Florence Newton (died 1661) was an alleged Irish witch, known as the "Witch of Youghal", who died during what St John Seymour said was one of the most important examples of Irish witch trials.

==Witch trial==
Florence Newton was described as an old beggar woman in the town of Youghal. She was arrested and imprisoned on 24 March 1661. She was put on trial on 11 September 1661 at the summer Assizes for County Cork held in Cork city, for two offences under the Witchcraft Act 1586 (28 Eliz. 1. c. 2 (I)). Newton was accused of having enchanted Mary Longdon and employing sorcery to cause the death of David Jones.

The presiding judge was Sir William Aston, whose transcript of the trial survives and is the primary source for the affair. The Crown appears to have regarded the trial as one of some importance, as evidenced by the fact that Sir William Domville, the Attorney General for Ireland, travelled from Dublin to Cork to prosecute her in person. Witch trials were not common in Ireland: when Newton was put on trial, no witch trial had taken place in southern Ireland since the execution of two women in Kilkenny in 1578.

According to accounts of her trial, at Christmas of 1660, Newton was heard to mumble curses after she was denied a piece of beef at the house of John Pyne. Afterwards, she met an employee of Pyne, the maidservant Mary Longdon, on the street and bewitched her by "violently" kissing her. Longdon then became sick, and experienced fits, cramps, and visions. She also allegedly vomited horse nails, needles, pins, straw and wool and was pelted by stones that vanished when they hit the ground.

Sorcery was suspected, and a coven of witches was claimed to exist in the area. Longdon claimed that Newton was responsible for her illness.

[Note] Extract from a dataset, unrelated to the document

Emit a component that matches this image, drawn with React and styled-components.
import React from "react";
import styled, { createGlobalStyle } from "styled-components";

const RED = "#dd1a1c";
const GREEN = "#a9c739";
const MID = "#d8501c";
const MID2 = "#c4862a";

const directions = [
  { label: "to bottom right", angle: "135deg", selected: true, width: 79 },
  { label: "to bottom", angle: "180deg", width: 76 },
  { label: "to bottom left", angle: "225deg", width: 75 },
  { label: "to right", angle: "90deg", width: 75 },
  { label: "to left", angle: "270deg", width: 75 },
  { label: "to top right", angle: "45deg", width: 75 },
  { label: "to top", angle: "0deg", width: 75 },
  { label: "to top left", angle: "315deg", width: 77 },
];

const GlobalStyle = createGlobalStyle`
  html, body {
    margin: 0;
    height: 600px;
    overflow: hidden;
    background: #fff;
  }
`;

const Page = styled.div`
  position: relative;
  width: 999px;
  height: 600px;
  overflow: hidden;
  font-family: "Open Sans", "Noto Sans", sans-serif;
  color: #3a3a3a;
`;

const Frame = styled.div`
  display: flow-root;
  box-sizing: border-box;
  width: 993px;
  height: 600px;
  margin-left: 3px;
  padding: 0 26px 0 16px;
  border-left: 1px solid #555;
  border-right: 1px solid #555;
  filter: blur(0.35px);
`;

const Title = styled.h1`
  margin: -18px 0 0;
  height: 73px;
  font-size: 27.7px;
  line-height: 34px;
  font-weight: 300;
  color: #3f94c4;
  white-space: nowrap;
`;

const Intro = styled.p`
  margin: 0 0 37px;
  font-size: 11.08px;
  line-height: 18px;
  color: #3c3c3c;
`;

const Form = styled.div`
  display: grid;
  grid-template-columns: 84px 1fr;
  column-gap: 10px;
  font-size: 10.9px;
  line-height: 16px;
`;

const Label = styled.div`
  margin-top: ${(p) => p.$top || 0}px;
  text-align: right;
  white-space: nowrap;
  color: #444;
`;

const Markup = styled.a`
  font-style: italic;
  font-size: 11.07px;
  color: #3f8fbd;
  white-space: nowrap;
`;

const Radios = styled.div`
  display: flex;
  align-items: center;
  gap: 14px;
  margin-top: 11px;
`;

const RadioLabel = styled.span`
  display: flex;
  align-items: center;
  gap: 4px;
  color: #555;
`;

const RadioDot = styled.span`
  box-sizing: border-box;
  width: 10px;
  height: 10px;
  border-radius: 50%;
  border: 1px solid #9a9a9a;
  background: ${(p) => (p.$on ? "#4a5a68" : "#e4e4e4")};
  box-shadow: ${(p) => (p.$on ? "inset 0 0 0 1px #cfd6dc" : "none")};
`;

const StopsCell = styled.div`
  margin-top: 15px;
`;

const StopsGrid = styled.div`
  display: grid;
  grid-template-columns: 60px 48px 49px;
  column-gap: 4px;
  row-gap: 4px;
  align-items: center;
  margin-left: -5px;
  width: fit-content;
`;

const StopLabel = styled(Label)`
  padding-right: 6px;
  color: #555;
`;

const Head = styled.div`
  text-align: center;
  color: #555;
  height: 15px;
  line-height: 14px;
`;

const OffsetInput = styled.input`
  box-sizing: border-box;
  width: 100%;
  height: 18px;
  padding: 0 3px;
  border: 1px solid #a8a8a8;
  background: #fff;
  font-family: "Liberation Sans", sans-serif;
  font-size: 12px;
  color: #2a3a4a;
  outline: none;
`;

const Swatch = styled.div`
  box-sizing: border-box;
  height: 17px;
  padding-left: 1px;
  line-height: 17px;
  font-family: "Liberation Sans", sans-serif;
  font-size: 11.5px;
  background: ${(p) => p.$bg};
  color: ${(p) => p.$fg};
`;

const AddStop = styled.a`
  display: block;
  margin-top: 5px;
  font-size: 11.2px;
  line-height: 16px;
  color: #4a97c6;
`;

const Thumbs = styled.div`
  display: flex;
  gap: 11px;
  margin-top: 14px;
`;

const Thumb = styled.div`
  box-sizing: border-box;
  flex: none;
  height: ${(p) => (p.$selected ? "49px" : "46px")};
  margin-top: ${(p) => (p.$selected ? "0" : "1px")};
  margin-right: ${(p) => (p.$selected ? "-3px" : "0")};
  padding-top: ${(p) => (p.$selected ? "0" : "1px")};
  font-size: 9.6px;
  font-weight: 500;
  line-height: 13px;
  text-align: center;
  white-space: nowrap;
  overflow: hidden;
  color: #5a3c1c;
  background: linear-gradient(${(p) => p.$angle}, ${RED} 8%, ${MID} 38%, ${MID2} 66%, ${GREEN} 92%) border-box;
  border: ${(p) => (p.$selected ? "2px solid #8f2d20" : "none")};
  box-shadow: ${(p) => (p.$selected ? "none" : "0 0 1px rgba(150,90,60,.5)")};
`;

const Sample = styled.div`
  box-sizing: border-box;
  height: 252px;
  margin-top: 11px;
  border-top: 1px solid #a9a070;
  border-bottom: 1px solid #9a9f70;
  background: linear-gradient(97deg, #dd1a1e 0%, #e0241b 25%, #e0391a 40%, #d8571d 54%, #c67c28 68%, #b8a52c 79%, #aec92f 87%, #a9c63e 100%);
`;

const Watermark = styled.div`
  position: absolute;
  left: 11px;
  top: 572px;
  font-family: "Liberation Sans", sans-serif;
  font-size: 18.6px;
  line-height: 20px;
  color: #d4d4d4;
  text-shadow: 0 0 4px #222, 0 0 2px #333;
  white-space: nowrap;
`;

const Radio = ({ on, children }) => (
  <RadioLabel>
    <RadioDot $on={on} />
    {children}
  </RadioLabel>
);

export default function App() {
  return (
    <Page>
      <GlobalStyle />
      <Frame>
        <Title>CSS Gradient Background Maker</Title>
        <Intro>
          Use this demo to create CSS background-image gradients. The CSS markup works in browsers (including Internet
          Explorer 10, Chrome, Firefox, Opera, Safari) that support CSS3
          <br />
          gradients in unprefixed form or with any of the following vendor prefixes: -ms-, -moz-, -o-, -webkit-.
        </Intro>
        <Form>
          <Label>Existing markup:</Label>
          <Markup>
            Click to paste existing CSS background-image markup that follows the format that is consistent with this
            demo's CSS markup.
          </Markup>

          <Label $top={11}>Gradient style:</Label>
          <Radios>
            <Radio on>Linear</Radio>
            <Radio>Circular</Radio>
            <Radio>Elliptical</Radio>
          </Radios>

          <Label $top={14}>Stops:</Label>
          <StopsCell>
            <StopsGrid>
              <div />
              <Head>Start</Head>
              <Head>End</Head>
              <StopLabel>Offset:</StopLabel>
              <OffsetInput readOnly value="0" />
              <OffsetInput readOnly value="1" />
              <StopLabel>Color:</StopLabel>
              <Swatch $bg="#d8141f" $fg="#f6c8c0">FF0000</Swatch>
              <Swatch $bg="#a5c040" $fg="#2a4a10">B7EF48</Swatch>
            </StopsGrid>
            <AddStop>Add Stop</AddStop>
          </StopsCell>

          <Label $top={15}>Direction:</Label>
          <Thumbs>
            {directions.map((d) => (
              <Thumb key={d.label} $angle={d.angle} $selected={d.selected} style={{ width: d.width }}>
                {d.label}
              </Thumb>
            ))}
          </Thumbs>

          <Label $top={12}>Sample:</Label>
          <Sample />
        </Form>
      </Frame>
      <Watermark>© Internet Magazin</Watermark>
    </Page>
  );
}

Newton was also accused of causing the death of her gaoler, David Jones, by sorcery, after he attempted to teach her the Lords prayer. At Newton's trial, Jones' widow said that Newton had kissed the hand of Jones through the bars of a prison gate, and afterwards, he had become sick and died after having screamed the name of Newton on his death bed.

While Seymour in 1913 believed Newton had probably been convicted and executed, Andrew Sneddon in 2019 published proof that she had in fact died before the trial could be concluded.

== See also ==
- Islandmagee witch trial
- Alice Kyteler

==Sources==
- Sneddon, Andrew (2013). "Possessed By the Devil: The Real History of the Islandmagee Witches and Ireland's Only Mass Witchcraft Trial"
- Sneddon, Andrew (2019). "Select document: Florence Newton's trial for witchcraft, Cork, 1661: Sir William Aston's transcript"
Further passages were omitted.